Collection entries
* begin *
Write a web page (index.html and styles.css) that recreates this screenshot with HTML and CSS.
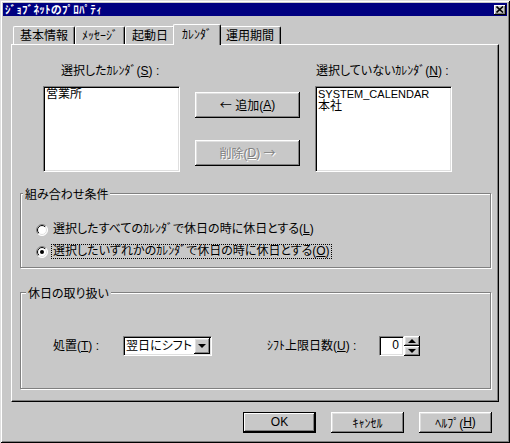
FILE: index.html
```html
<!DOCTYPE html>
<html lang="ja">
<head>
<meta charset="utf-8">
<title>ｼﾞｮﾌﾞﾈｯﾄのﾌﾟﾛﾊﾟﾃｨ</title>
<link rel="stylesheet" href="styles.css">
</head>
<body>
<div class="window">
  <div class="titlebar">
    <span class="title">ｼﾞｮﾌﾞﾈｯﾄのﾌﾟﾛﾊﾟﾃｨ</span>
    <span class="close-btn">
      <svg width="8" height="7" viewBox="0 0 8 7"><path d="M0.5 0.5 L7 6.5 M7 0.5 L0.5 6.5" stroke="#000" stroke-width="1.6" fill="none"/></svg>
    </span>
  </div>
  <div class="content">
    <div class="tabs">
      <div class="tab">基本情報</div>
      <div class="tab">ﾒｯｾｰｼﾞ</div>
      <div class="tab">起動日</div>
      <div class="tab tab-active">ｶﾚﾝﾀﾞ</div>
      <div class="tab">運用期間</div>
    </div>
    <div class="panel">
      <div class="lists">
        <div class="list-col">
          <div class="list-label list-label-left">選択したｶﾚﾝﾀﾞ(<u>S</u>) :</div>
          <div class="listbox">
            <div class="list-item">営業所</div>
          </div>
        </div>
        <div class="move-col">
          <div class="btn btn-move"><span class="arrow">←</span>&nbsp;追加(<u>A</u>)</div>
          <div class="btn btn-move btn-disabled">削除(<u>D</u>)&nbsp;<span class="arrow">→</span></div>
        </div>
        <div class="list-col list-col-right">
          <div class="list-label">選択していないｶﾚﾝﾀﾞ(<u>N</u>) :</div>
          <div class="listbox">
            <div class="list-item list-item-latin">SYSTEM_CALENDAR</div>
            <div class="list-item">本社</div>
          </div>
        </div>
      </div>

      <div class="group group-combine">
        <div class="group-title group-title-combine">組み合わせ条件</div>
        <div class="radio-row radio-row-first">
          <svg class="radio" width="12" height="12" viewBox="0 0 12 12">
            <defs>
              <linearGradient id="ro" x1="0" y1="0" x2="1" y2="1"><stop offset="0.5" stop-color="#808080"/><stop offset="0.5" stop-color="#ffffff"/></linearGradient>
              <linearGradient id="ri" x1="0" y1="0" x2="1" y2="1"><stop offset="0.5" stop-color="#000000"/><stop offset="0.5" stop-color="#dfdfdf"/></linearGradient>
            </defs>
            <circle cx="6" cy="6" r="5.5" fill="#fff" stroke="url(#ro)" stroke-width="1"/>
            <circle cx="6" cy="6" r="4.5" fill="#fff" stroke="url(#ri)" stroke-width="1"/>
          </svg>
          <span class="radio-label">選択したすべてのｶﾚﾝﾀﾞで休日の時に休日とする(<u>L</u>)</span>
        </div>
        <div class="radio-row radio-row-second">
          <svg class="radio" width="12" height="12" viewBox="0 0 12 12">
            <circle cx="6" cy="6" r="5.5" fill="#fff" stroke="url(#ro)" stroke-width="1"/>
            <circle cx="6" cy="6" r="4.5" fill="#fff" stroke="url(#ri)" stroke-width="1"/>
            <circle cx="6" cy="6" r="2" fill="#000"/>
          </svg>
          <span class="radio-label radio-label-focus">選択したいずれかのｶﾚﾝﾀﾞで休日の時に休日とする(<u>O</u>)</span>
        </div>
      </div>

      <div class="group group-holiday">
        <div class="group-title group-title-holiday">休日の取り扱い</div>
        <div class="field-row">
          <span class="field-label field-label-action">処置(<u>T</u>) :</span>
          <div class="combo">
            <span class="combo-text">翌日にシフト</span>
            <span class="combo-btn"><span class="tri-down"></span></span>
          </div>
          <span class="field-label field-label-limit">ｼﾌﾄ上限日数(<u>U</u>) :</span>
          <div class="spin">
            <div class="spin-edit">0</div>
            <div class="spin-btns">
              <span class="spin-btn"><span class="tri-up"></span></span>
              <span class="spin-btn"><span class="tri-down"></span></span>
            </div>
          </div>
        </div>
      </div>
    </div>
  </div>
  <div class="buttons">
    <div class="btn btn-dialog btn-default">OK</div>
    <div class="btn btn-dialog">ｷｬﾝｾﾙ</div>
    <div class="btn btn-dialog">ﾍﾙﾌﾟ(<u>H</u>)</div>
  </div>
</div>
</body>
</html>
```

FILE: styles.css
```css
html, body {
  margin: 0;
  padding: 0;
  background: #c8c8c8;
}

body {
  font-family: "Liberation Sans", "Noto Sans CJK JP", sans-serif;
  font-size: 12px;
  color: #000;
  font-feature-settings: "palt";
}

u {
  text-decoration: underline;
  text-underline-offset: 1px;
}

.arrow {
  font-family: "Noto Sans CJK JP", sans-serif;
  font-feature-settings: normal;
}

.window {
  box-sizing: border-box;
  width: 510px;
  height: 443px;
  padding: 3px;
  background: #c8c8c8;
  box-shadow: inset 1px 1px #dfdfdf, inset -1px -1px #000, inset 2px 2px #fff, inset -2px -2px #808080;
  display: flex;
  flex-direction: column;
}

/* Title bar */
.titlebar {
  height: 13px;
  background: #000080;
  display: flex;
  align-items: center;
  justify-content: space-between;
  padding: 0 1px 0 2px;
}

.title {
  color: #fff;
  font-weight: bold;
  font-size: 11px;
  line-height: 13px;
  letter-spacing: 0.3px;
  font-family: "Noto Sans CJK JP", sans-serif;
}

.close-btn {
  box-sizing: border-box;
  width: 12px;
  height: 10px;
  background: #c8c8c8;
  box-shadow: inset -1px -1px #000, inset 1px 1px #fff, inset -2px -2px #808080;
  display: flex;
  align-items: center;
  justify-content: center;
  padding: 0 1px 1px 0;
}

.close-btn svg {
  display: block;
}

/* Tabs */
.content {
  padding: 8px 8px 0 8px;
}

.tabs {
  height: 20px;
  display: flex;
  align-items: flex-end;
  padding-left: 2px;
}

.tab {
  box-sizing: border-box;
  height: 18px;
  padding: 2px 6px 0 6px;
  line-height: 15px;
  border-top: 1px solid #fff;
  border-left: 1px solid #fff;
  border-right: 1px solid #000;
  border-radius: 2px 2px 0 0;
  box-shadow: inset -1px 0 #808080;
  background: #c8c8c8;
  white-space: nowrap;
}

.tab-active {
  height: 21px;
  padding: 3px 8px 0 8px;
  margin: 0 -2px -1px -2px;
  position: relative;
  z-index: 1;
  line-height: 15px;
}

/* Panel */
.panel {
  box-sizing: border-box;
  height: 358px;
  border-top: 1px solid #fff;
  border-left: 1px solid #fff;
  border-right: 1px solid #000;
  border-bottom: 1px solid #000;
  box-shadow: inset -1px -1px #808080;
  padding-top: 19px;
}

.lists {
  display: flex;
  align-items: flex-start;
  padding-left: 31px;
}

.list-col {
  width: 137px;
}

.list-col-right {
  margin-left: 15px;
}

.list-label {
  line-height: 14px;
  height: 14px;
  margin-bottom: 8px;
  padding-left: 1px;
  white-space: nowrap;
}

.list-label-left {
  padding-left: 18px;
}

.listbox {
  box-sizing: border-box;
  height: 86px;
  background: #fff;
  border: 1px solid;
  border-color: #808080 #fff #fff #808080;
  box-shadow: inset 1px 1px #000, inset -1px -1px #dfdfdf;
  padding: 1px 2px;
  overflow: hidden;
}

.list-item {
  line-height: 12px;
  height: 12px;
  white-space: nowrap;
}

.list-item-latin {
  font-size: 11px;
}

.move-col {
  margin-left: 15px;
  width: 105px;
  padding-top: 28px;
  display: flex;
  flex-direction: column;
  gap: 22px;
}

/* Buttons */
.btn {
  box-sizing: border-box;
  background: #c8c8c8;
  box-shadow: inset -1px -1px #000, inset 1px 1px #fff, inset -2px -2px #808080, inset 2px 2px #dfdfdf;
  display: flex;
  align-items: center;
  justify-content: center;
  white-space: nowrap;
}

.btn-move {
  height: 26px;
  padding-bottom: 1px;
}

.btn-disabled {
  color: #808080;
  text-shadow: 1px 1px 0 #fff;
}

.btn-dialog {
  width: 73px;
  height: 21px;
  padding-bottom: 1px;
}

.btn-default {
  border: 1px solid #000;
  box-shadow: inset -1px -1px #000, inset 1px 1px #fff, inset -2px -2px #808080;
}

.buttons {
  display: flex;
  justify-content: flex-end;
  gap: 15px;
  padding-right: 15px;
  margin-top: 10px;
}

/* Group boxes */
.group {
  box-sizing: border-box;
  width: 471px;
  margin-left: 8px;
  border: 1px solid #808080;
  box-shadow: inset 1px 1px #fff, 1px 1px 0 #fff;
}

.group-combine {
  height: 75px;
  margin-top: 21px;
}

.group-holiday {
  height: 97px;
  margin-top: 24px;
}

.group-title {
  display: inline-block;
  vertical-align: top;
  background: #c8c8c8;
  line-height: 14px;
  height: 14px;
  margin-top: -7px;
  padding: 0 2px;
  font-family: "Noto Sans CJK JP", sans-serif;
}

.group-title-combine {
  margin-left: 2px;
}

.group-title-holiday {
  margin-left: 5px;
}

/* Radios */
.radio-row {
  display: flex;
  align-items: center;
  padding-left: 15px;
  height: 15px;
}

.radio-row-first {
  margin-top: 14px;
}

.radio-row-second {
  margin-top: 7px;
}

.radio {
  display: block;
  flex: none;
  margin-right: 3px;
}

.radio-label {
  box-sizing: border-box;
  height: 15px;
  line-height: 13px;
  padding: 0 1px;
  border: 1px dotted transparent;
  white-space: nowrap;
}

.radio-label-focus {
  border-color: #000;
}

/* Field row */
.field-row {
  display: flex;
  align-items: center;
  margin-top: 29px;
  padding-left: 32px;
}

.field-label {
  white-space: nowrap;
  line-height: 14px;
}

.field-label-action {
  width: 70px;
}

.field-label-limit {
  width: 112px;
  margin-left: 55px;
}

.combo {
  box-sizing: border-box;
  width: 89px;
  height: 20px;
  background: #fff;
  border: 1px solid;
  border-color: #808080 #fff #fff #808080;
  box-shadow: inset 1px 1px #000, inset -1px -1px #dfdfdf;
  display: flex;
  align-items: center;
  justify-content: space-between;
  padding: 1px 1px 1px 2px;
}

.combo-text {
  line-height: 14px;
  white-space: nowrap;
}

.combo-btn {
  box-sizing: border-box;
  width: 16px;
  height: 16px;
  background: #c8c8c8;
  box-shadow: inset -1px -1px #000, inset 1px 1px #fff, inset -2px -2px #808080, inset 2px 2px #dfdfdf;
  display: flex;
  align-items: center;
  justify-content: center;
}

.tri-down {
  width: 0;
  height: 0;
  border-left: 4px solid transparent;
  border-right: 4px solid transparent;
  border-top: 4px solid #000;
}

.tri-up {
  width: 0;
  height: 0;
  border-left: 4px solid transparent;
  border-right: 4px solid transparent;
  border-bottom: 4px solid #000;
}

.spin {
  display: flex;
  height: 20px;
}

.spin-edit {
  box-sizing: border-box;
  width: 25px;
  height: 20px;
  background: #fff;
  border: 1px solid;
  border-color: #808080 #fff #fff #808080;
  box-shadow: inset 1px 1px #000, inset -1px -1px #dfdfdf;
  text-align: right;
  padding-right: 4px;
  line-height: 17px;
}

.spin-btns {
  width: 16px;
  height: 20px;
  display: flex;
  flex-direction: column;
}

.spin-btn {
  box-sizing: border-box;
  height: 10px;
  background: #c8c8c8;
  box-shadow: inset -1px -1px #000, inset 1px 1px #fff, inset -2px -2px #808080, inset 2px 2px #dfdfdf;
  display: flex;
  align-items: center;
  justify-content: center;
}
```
* end *
* begin *
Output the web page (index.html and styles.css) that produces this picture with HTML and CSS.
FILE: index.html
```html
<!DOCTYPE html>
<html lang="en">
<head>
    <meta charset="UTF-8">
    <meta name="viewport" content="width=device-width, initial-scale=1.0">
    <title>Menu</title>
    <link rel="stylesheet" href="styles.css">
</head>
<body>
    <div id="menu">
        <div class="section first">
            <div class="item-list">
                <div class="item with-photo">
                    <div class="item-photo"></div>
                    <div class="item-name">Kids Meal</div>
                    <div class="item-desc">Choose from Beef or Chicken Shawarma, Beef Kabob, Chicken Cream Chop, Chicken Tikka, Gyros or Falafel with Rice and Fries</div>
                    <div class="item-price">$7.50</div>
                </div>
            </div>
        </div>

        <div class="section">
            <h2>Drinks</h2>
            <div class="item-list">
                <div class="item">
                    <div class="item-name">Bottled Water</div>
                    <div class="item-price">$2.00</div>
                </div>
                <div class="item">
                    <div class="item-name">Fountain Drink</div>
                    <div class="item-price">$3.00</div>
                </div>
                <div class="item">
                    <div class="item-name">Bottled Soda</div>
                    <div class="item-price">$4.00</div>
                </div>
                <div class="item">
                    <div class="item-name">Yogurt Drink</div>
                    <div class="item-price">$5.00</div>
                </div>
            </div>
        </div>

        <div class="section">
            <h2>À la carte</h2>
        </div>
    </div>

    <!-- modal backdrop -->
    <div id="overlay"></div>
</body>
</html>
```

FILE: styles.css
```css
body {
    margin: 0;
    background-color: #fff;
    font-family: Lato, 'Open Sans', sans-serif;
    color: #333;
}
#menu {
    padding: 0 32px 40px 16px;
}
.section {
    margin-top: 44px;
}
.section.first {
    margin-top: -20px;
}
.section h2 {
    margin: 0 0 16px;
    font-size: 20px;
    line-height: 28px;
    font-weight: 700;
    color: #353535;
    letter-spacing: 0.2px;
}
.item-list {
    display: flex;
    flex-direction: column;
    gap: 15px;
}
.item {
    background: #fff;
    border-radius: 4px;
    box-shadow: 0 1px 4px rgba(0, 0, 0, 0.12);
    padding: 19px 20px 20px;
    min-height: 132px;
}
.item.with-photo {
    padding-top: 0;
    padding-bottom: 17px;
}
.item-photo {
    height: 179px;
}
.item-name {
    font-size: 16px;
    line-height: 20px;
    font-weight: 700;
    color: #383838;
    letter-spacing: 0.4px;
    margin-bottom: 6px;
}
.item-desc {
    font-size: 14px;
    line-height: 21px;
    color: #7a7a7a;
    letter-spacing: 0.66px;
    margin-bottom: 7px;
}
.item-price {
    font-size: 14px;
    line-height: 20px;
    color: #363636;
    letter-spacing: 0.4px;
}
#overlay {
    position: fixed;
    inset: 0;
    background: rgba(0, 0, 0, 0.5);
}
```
* end *
* begin *
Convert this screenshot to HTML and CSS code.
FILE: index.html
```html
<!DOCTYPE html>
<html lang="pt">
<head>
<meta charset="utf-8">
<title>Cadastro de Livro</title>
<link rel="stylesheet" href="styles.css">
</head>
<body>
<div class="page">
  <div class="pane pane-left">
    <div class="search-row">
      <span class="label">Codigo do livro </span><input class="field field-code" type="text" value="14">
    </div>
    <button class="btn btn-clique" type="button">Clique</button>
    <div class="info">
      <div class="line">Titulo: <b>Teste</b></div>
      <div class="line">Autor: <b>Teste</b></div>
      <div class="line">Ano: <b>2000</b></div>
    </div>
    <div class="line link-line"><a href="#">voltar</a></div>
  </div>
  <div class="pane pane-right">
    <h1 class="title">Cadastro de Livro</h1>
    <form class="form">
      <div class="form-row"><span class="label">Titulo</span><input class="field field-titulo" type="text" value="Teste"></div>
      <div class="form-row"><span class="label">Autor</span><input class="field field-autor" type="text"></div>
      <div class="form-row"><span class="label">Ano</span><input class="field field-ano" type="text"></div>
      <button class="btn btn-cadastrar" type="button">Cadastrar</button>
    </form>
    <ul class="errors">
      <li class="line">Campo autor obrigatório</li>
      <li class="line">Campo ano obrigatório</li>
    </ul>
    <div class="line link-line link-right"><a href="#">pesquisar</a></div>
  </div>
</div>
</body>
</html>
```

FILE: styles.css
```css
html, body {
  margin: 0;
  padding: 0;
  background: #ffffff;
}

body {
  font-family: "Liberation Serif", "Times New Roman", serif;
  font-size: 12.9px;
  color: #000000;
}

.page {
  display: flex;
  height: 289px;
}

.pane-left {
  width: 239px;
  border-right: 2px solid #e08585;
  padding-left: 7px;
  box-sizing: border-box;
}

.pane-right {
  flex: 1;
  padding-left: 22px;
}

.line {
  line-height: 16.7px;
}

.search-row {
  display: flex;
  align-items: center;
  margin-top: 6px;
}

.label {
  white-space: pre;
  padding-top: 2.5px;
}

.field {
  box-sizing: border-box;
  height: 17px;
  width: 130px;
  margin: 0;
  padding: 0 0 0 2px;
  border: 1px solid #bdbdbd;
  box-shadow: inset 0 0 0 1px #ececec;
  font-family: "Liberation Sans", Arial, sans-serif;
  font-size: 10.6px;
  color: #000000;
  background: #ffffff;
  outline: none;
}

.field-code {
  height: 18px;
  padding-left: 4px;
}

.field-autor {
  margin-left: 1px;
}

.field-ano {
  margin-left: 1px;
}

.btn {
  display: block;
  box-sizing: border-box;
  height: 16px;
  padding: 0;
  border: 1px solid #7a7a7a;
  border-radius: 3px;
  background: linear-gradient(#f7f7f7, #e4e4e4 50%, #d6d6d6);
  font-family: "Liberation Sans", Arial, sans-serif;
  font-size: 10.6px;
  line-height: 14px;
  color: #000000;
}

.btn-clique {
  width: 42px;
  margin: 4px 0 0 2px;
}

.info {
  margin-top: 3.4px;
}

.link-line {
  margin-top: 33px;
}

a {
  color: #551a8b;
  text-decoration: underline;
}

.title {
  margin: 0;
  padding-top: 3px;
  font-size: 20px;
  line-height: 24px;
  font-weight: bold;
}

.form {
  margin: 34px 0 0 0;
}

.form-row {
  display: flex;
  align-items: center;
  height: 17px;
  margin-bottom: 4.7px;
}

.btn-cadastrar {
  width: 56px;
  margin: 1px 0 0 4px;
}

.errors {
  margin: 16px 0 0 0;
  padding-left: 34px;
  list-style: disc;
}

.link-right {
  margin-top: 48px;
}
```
* end *
**Aim**
From the entries above, return each line with the word "that" in it.

**Exercise solution**
Write a web page (index.html and styles.css) that recreates this screenshot with HTML and CSS.
Output the web page (index.html and styles.css) that produces this picture with HTML and CSS.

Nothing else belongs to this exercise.